SUPPLIED DATA

▶

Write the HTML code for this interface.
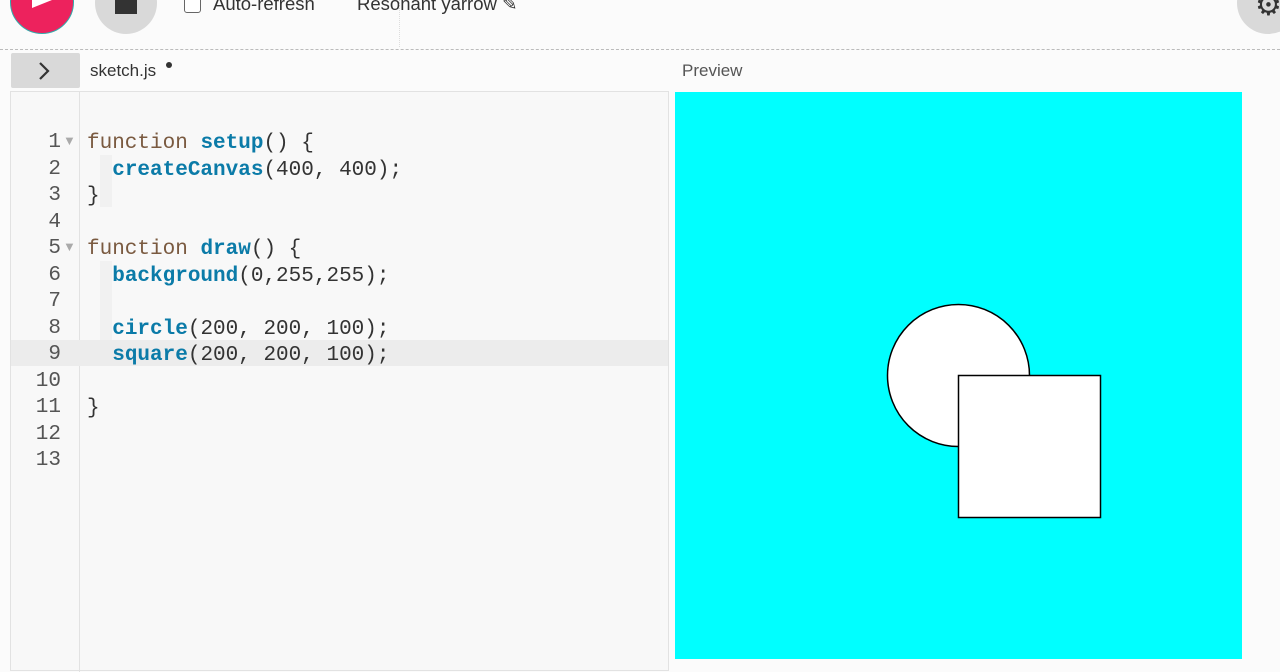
<!DOCTYPE html>
<html><head><meta charset="utf-8"><style>
*{margin:0;padding:0;box-sizing:border-box}
body{width:1280px;height:670px;background:#fbfbfb;position:relative;overflow:hidden;font-family:"Liberation Sans",sans-serif}
.abs{position:absolute}
.code{font-family:"Liberation Mono",monospace;font-size:21px;color:#333;white-space:pre}
.ln{position:absolute;left:11px;width:50px;text-align:right;font-family:"Liberation Mono",monospace;font-size:21px;color:#555}
.kw{color:#7a5a40}.fn{color:#0b7ba8;font-weight:bold}
</style></head><body>
<div class="abs" style="left:10px;top:-30px;width:64px;height:64px;border-radius:50%;background:#ed225d;border:1px solid #3aa"></div>
<svg class="abs" style="left:30px;top:-8px" width="24" height="24"><polygon points="2,0 22,8 2,16" fill="#fff"/></svg>
<div class="abs" style="left:95px;top:-28px;width:62px;height:62px;border-radius:50%;background:#d9d9d9"></div>
<div class="abs" style="left:115px;top:-4px;width:22px;height:18px;background:#333"></div>
<div class="abs" style="left:184px;top:-4px;width:17px;height:17px;border:1.5px solid #666;border-radius:3px;background:#fff"></div>
<div class="abs" style="left:213px;top:-7px;font-size:18.5px;color:#333">Auto-refresh</div>
<div class="abs" style="left:357px;top:-7px;font-size:18.5px;color:#333">Resonant yarrow ✎</div>
<div class="abs" style="left:399px;top:0;width:1px;height:47px;border-left:1px dotted #ddd"></div>
<div class="abs" style="left:1237px;top:-28px;width:62px;height:62px;border-radius:50%;background:#d9d9d9"></div>
<div class="abs" style="left:1255px;top:-12px;font-size:30px;color:#333">⚙</div>
<div class="abs" style="left:0;top:49px;width:1280px;border-top:1px dashed #bbb"></div>
<div class="abs" style="left:11px;top:53px;width:69px;height:35px;background:#d9d9d9;border-radius:2px"></div>
<svg class="abs" style="left:36px;top:61px" width="16" height="20"><path d="M4 2 L12 10 L4 18" stroke="#333" stroke-width="2.2" fill="none"/></svg>
<div class="abs" style="left:90px;top:61px;font-size:17px;color:#333">sketch.js</div>
<div class="abs" style="left:166px;top:62px;width:6px;height:6px;border-radius:50%;background:#333"></div>
<div class="abs" style="left:682px;top:61px;font-size:17px;color:#555">Preview</div>
<div class="abs" style="left:10px;top:91px;width:659px;height:580px;background:#f8f8f8;border:1px solid #e2e2e2"></div>
<div class="abs" style="left:79px;top:92px;width:1px;height:580px;background:#e2e2e2"></div>
<div class="abs" style="left:11px;top:340px;width:657px;height:26px;background:#ececec"></div>
<div class="abs" style="left:100px;top:155px;width:12px;height:52px;background:#f1f1f1"></div>
<div class="abs" style="left:100px;top:261px;width:12px;height:79px;background:#f1f1f1"></div>
<div class="ln" style="top:131px">1</div><div class="ln" style="top:158px">2</div><div class="ln" style="top:184px">3</div><div class="ln" style="top:211px">4</div><div class="ln" style="top:237px">5</div><div class="ln" style="top:264px">6</div><div class="ln" style="top:290px">7</div><div class="ln" style="top:317px">8</div><div class="ln" style="top:343px">9</div><div class="ln" style="top:370px">10</div><div class="ln" style="top:396px">11</div><div class="ln" style="top:423px">12</div><div class="ln" style="top:449px">13</div>
<div class="abs" style="left:63px;top:133px;font-size:13px;color:#aaa">▼</div>
<div class="abs" style="left:63px;top:239px;font-size:13px;color:#aaa">▼</div>
<div class="abs code" style="left:87px;top:131px;line-height:26.5px"><span class="kw">function</span> <span class="fn">setup</span>() {
  <span class="fn">createCanvas</span>(400, 400);
}

<span class="kw">function</span> <span class="fn">draw</span>() {
  <span class="fn">background</span>(0,255,255);

  <span class="fn">circle</span>(200, 200, 100);
  <span class="fn">square</span>(200, 200, 100);

}</div>
<svg class="abs" style="left:675px;top:92px" width="567" height="567">
<rect width="567" height="567" fill="#00ffff"/>
<circle cx="283.5" cy="283.5" r="71" fill="#fff" stroke="#000" stroke-width="1.5"/>
<rect x="283.5" y="283.5" width="142" height="142" fill="#fff" stroke="#000" stroke-width="1.5"/>
</svg>
</body></html>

◀

EXERCISE AIM
Go through the material above and copy each line that has the word "code".

RESULT OF THE EXERCISE
Write the HTML code for this interface.
.code{font-family:"Liberation Mono",monospace;font-size:21px;color:#333;white-space:pre}
<div class="abs code" style="left:87px;top:131px;line-height:26.5px"><span class="kw">function</span> <span class="fn">setup</span>() {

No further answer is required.